- [Problem statement] The line holding "const items = ['Promotion" is the last one to output; start at the first line of the data, keep every line in between exactly, and leave out pictures.

- [Provided records]
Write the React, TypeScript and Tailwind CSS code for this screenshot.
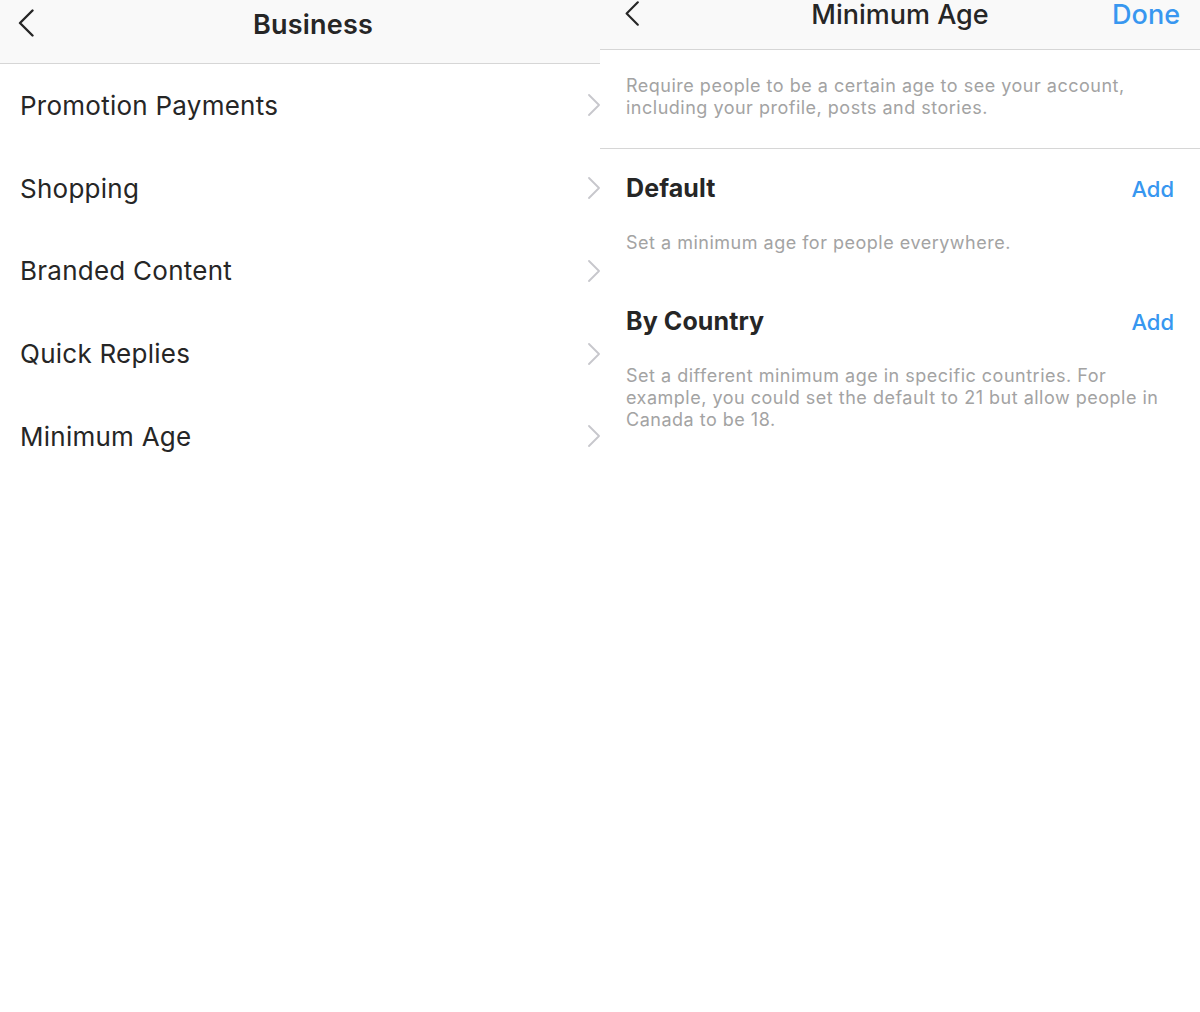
const font = { fontFamily: 'Inter, "Noto Sans", sans-serif' };

function BackChevron({ className }: { className?: string }) {
  return (
    <svg viewBox="0 0 16 28" className={className} fill="none">
      <path d="M14.5 1.5 L2 14 L14.5 26.5" stroke="#262626" strokeWidth="2.4" strokeLinecap="round" strokeLinejoin="round" />
    </svg>
  );
}

function RowChevron() {
  return (
    <svg viewBox="0 0 12 22" className="w-[12px] h-[22px]" fill="none">
      <path d="M1 1 L11 11 L1 21" stroke="#c7c7cc" strokeWidth="1.8" strokeLinecap="round" strokeLinejoin="round" />
    </svg>
  );
}

const items = ['Promotion Payments', 'Shopping', 'Branded Content', 'Quick Replies', 'Minimum Age'];

function BusinessScreen() {
  return (
    <div className="w-[600px] h-full bg-white flex flex-col">
      <div className="h-[64px] bg-[#f9f9f9] border-b border-[#d6d6d6] flex items-start pt-[9px] relative">
        <BackChevron className="absolute left-[18px] top-[9px] w-[16px] h-[28px]" />
        <div className="w-full flex justify-center pl-[26px]">
          <span className="text-[27px] font-semibold text-[#262626] leading-[32px] tracking-[0.2px]">Business</span>
        </div>
      </div>
      <div className="flex flex-col">
        {items.map((item) => (
          <div key={item} className="h-[82.75px] flex items-center justify-between pl-[20px]">
            <span className="text-[26px] text-[#262626] tracking-[0.25px]">{item}</span>
            <RowChevron />
          </div>
        ))}
      </div>
    </div>
  );
}

function Section({ title, desc }: { title: string; desc: string }) {
  return (
    <div className="px-[26px]">
      <div className="flex items-center justify-between h-[40px]">
        <span className="text-[25px] font-bold text-[#262626] tracking-[0.1px]">{title}</span>
        <span className="text-[22px] font-medium text-[#3897f0]">Add</span>
      </div>
      <p className="mt-[23px] text-[18px] leading-[22px] text-[#a3a3a3] tracking-[0.5px]">{desc}</p>
    </div>
  );
}

function MinimumAgeScreen() {
  return (
    <div className="w-[600px] h-full bg-white flex flex-col">
      <div className="h-[50px] bg-[#f9f9f9] border-b border-[#d6d6d6] relative flex items-start justify-center pt-[1px]">
        <BackChevron className="absolute left-[24px] top-[1px] w-[16px] h-[25px]" />
        <span className="text-[27px] font-medium text-[#262626] leading-[28px]">Minimum Age</span>
        <span className="absolute right-[20px] top-[1px] text-[27px] font-medium text-[#3897f0] leading-[28px]">Done</span>
      </div>
      <div className="h-[99px] border-b border-[#d6d6d6] px-[26px] pt-[25px]">
        <p className="text-[18px] leading-[22px] text-[#a3a3a3] tracking-[0.5px]">
          Require people to be a certain age to see your account, including your profile, posts and stories.
        </p>
      </div>
      <div className="pt-[20px]">
        <Section title="Default" desc="Set a minimum age for people everywhere." />
      </div>
      <div className="pt-[48px]">
        <Section
          title="By Country"
          desc="Set a different minimum age in specific countries. For example, you could set the default to 21 but allow people in Canada to be 18."
        />
      </div>
    </div>
  );
}

export default function App() {
  return (
    <div className="w-[1200px] h-[1012px] flex bg-white overflow-hidden" style={font}>
      <BusinessScreen />
      <MinimumAgeScreen />
    </div>
  );
}
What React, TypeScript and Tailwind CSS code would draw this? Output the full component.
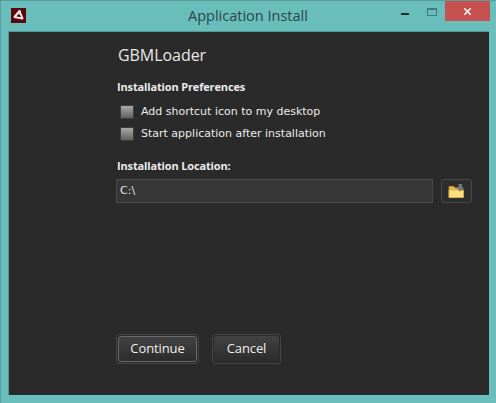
import { X } from "lucide-react"

const segoe = "font-['Open_Sans','Noto_Sans',sans-serif]"

function Logo() {
  return (
    <svg width="15" height="15" viewBox="0 0 15 15" className="block">
      <rect width="15" height="15" fill="#5a0a0c" />
      <path d="M8.5 3 L3.5 9 L11.5 10.5 Z" fill="none" stroke="#f3e6e6" strokeWidth="2" strokeLinejoin="round" />
      <path d="M8.5 2.5 V6.5" stroke="#f3e6e6" strokeWidth="2" />
      <circle cx="8" cy="8" r="1" fill="#5a0a0c" />
    </svg>
  )
}

function FolderIcon() {
  return (
    <svg width="17" height="15" viewBox="0 0 17 15" className="block">
      <path d="M1 4 V2.5 H6 L7 4 H12 V13.5 H1 Z" fill="#e6b94f" stroke="#c4962f" strokeWidth="0.8" />
      <path d="M1 6 H15.5 V13.5 H1 Z" fill="#ffdf80" stroke="#e0b048" strokeWidth="0.8" />
      <path d="M10.5 0 H14 V3.5 H16.5 L12.2 7.5 L8 3.5 H10.5 Z" fill="#77777a" />
    </svg>
  )
}

function Check({ label }: { label: string }) {
  return (
    <label className="flex items-center h-[22px]">
      <span className="w-[14px] h-[14px] ml-[4px] mr-[7px] bg-gradient-to-b from-[#a9a9a9] to-[#626262] border border-[#3c3c3c]" />
      <span className="text-[11px] text-[#ececec] font-['DejaVu_Sans',sans-serif]">{label}</span>
    </label>
  )
}

export default function App() {
  return (
    <div className={`w-[496px] h-[403px] bg-[#69bdbb] border-t border-l border-[#5a9c9c] flex flex-col overflow-hidden ${segoe}`}>
      <div className="h-[30px] shrink-0 flex items-start relative">
        <div className="ml-[10px] mt-[7px]">
          <Logo />
        </div>
        <div className="absolute left-[187px] top-[5px] text-[14.5px] leading-[20px] text-[#29464d]">Application Install</div>
        <div className="ml-auto flex items-start mr-[6px]">
          <div className="w-[8px] h-[2px] bg-[#1f2a2c] mt-[12px] mr-[18px]" />
          <div className="w-[10px] h-[8px] border border-[#46797f] border-t-2 mt-[7px] mr-[8px]" />
          <div className="w-[45px] h-[20px] bg-[#c75050] flex items-center justify-center">
            <X size={11} strokeWidth={3.2} color="#ffffff" />
          </div>
        </div>
      </div>

      <div className="ml-[7px] mr-[7px] h-[364px] bg-[#2a2a2a] border border-[#4f9a98] border-b-0 border-r-0 pl-[107px] pr-[16px] flex flex-col">
        <h1 className="ml-[2px] mt-[11px] text-[16px] tracking-[-0.05px] leading-[24px] text-[#e8e8e8]">GBMLoader</h1>
        <div className="ml-[1px] mt-[12px] text-[11px] tracking-[-0.15px] leading-[16px] font-bold text-[#ececec]">Installation Preferences</div>
        <div className="mt-[6px] flex flex-col">
          <Check label="Add shortcut icon to my desktop" />
          <Check label="Start application after installation" />
        </div>
        <div className="ml-[1px] mt-[13px] text-[11px] tracking-[-0.15px] leading-[16px] font-bold text-[#ececec]">Installation Location:</div>
        <div className="mt-[5px] flex gap-[8px]">
          <div className="w-[317px] h-[24px] bg-[#363636] border border-[#4a4a4a] flex items-center pl-[3px] text-[11px] text-[#e4e4e4] font-['DejaVu_Sans',sans-serif]">C:\</div>
          <button className="w-[31px] h-[24px] rounded-[3px] border border-[#484848] bg-[#2e2e2e] flex items-center justify-center">
            <FolderIcon />
          </button>
        </div>
        <div className="mt-[131px] flex gap-[13px]">
          <button className="w-[83px] h-[30px] rounded-[3px] border border-[#454545] p-[1px]">
            <span className="w-full h-full rounded-[3px] border border-[#6a6a6a] bg-gradient-to-b from-[#424242] to-[#2c2c2c] flex items-center justify-center text-[13px] tracking-[-0.1px] text-[#efefef]">Continue</span>
          </button>
          <button className="w-[69px] h-[30px] rounded-[3px] border border-[#454545] p-[1px]">
            <span className="w-full h-full rounded-[3px] bg-gradient-to-b from-[#424242] to-[#2c2c2c] flex items-center justify-center text-[13px] tracking-[-0.1px] text-[#efefef]">Cancel</span>
          </button>
        </div>
      </div>
    </div>
  )
}
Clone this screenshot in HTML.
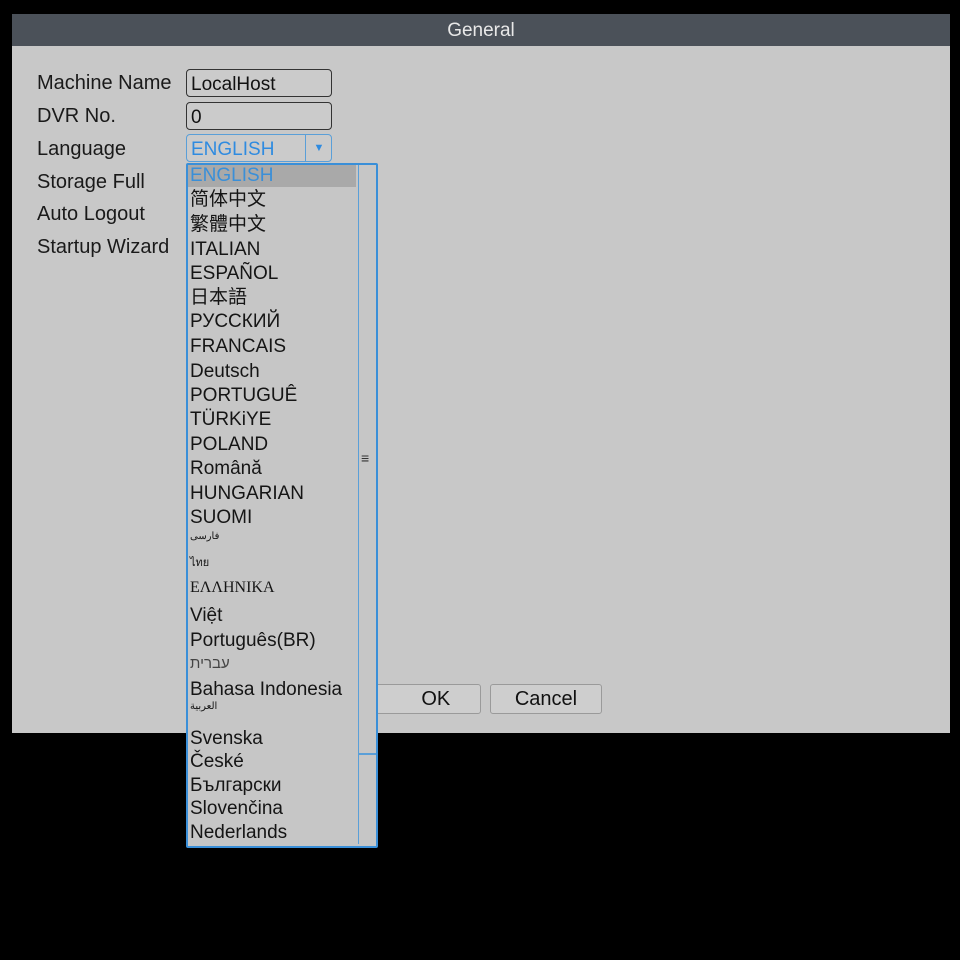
<!DOCTYPE html>
<html><head><meta charset="utf-8"><style>
body{margin:0;width:960px;height:960px;background:#000;position:relative;overflow:hidden;font-family:"Liberation Sans","Noto Sans CJK SC",sans-serif;}
.a{position:absolute}
#title{left:12px;top:14px;width:938px;height:32px;background:#4b5159;color:#e8e8e8;font-size:19px;text-align:center;line-height:34px}
#panel{left:12px;top:46px;width:938px;height:687px;background:#c8c8c8}
.lb{font-size:20px;color:#1a1a1a;left:37px}
.f{left:186px;width:146px;height:28px;border:1px solid #333;border-radius:4px;background:#cbcbcb;font-size:19px;line-height:29px;padding-left:4px;box-sizing:border-box;color:#111}
.btn{top:684px;height:28px;border:1px solid #9a9a9a;border-radius:3px;background:#cecece;font-size:20px;text-align:center;line-height:29px;color:#111}
#list{left:186px;top:163px;width:188px;height:681px;border:2px solid #3a8fd8;background:#c6c6c6;border-radius:2px}
.it{left:190px;font-size:19px;color:#151515;white-space:nowrap;line-height:24px;height:24px}
</style></head><body>
<div id="title" class="a">General</div>
<div id="panel" class="a"></div>
<div class="a lb" style="top:72px">Machine Name</div>
<div class="a lb" style="top:105px">DVR No.</div>
<div class="a lb" style="top:138px">Language</div>
<div class="a lb" style="top:171px">Storage Full</div>
<div class="a lb" style="top:203px">Auto Logout</div>
<div class="a lb" style="top:236px">Startup Wizard</div>
<div class="a f" style="top:69px">LocalHost</div>
<div class="a f" style="top:102px">0</div>
<div class="a f" style="top:134px;border-color:#5a9fd8;color:#2f8be0">ENGLISH<span class="a" style="left:118px;top:0;width:26px;height:26px;border-left:1px solid #5a9fd8;text-align:center;font-size:11px;line-height:26px">▼</span></div>
<div class="a btn" style="left:374px;width:105px">&nbsp;&nbsp;&nbsp;OK</div>
<div class="a btn" style="left:490px;width:110px">Cancel</div>
<div id="list" class="a"></div>
<div class="a" style="left:188px;top:165px;width:168px;height:22px;background:#a9a9a9"></div>
<div class="a" style="left:358px;top:165px;width:1px;height:679px;background:#5a9fd8"></div>
<div class="a" style="left:359px;top:753px;width:17px;height:2px;background:#5a9fd8"></div>
<div class="a" style="left:361px;top:450px;font-size:14px;color:#333">≡</div>
<div class="a it" style="top:164px;color:#3a8fd8">ENGLISH</div>
<div class="a it" style="top:188px">简体中文</div>
<div class="a it" style="top:213px">繁體中文</div>
<div class="a it" style="top:238px">ITALIAN</div>
<div class="a it" style="top:262px">ESPAÑOL</div>
<div class="a it" style="top:286px">日本語</div>
<div class="a it" style="top:310px">РУССКИЙ</div>
<div class="a it" style="top:335px">FRANCAIS</div>
<div class="a it" style="top:360px">Deutsch</div>
<div class="a it" style="top:384px">PORTUGUÊ</div>
<div class="a it" style="top:408px">TÜRKiYE</div>
<div class="a it" style="top:433px">POLAND</div>
<div class="a it" style="top:457px">Română</div>
<div class="a it" style="top:482px">HUNGARIAN</div>
<div class="a it" style="top:506px">SUOMI</div>
<div class="a it" style="top:525px;font-size:10px">فارسی</div>
<div class="a it" style="top:551px;font-size:11px">ไทย</div>
<div class="a it" style="top:576px;font-family:'Liberation Serif',serif;font-size:16px">ΕΛΛΗΝΙΚΑ</div>
<div class="a it" style="top:604px">Việt</div>
<div class="a it" style="top:629px">Português(BR)</div>
<div class="a it" style="top:652px;font-size:15px;color:#444">עברית</div>
<div class="a it" style="top:678px">Bahasa Indonesia</div>
<div class="a it" style="top:695px;font-size:10px">العربية</div>
<div class="a it" style="top:727px">Svenska</div>
<div class="a it" style="top:750px">České</div>
<div class="a it" style="top:774px">Български</div>
<div class="a it" style="top:797px">Slovenčina</div>
<div class="a it" style="top:821px">Nederlands</div>
</body></html>
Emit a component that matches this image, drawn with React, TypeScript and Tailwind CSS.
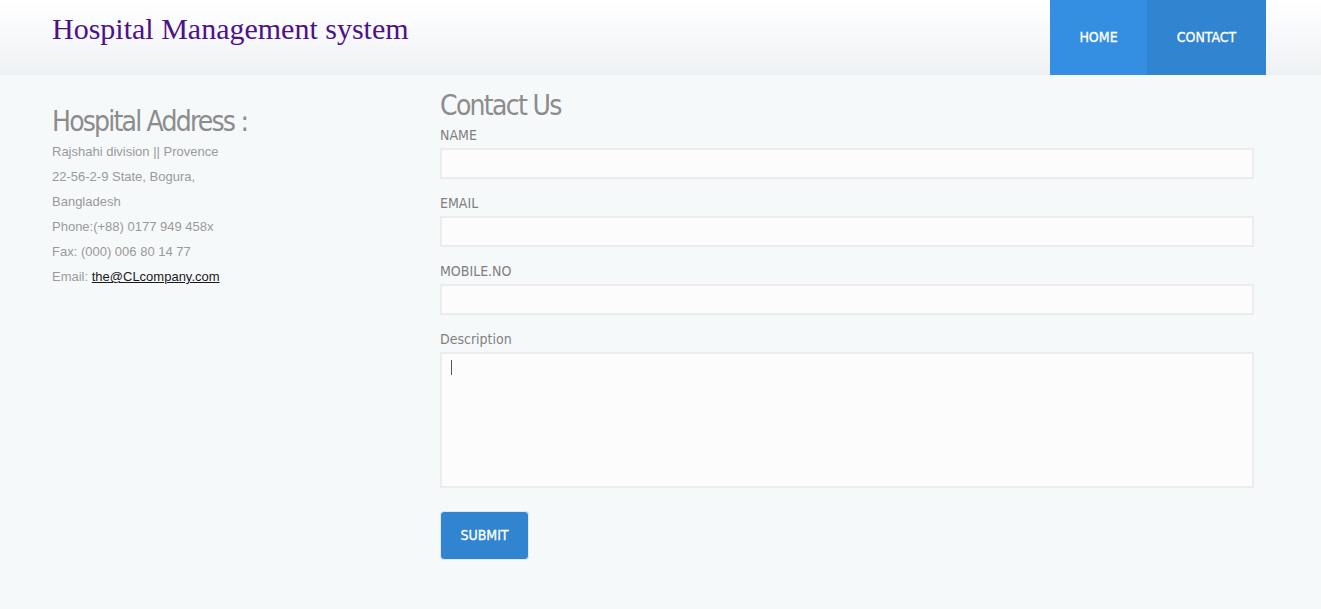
export default function App() {
  const fields = ["NAME", "EMAIL", "MOBILE.NO"];
  return (
    <div className="min-h-[609px] w-full bg-[#f6f9fa]">
      <header className="flex h-[75px] items-start justify-between bg-gradient-to-b from-white to-[#eef1f4] pl-[52px] pr-[55px]">
        <h1 className="pt-[11px] text-[30px] leading-[36px] text-[#4d118a] [font-family:'Liberation_Serif',serif]">
          Hospital Management system
        </h1>
        <nav className="flex h-[75px] text-[14px] text-white [font-family:'DejaVu_Sans_Condensed',sans-serif] [-webkit-text-stroke:0.3px_white]">
          <a className="flex w-[97px] items-center justify-center bg-[#348fe2]">HOME</a>
          <a className="flex w-[119px] items-center justify-center bg-[#3184d0]">CONTACT</a>
        </nav>
      </header>

      <main className="flex pl-[52px]">
        <section className="w-[388px] pt-[30px]">
          <h2 className="text-[28px] leading-[34px] tracking-[-1.8px] text-[#8c8c8c] [font-family:'DejaVu_Sans_Condensed',sans-serif]">
            Hospital Address :
          </h2>
          <div className="text-[13px] leading-[25px] text-[#9a9a9a] [font-family:'Liberation_Sans',sans-serif]">
            <p>Rajshahi division || Provence</p>
            <p>22-56-2-9 State, Bogura,</p>
            <p>Bangladesh</p>
            <p>Phone:(+88) 0177 949 458x</p>
            <p>Fax: (000) 006 80 14 77</p>
            <p>
              Email: <a className="text-[#1a1a1a] underline">the@CLcompany.com</a>
            </p>
          </div>
        </section>

        <section className="w-[814px] pt-[14px] [font-family:'DejaVu_Sans_Condensed',sans-serif]">
          <h2 className="text-[28px] leading-[34px] tracking-[-1.7px] text-[#8c8c8c]">Contact Us</h2>
          <form className="mt-[4px] flex flex-col">
            {fields.map((f) => (
              <div key={f} className="mb-[16px] flex flex-col">
                <label className="mb-[5px] text-[14px] leading-[16px] text-[#808080]">{f}</label>
                <input className="h-[31px] border-2 border-[#ececec] bg-[#fcfcfc] outline-none" />
              </div>
            ))}
            <label className="mb-[5px] text-[14px] leading-[16px] text-[#808080]">Description</label>
            <div className="relative h-[136px] border-2 border-[#ececec] bg-[#fcfcfc]">
              <span className="absolute left-[9px] top-[6px] h-[15px] w-px bg-[#555]" />
            </div>
            <button
              type="button"
              className="mt-[23px] h-[49px] w-[89px] rounded-[4px] border border-[#e3e8ee] bg-[#3184d0] text-[14px] text-white [-webkit-text-stroke:0.3px_white]"
            >
              SUBMIT
            </button>
          </form>
        </section>
      </main>
    </div>
  );
}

- [Right answer]
Write the React, TypeScript and Tailwind CSS code for this screenshot.
const font = { fontFamily: 'Inter, "Noto Sans", sans-serif' };

function BackChevron({ className }: { className?: string }) {
  return (
    <svg viewBox="0 0 16 28" className={className} fill="none">
      <path d="M14.5 1.5 L2 14 L14.5 26.5" stroke="#262626" strokeWidth="2.4" strokeLinecap="round" strokeLinejoin="round" />
    </svg>
  );
}

function RowChevron() {
  return (
    <svg viewBox="0 0 12 22" className="w-[12px] h-[22px]" fill="none">
      <path d="M1 1 L11 11 L1 21" stroke="#c7c7cc" strokeWidth="1.8" strokeLinecap="round" strokeLinejoin="round" />
    </svg>
  );
}

const items = ['Promotion Payments', 'Shopping', 'Branded Content', 'Quick Replies', 'Minimum Age'];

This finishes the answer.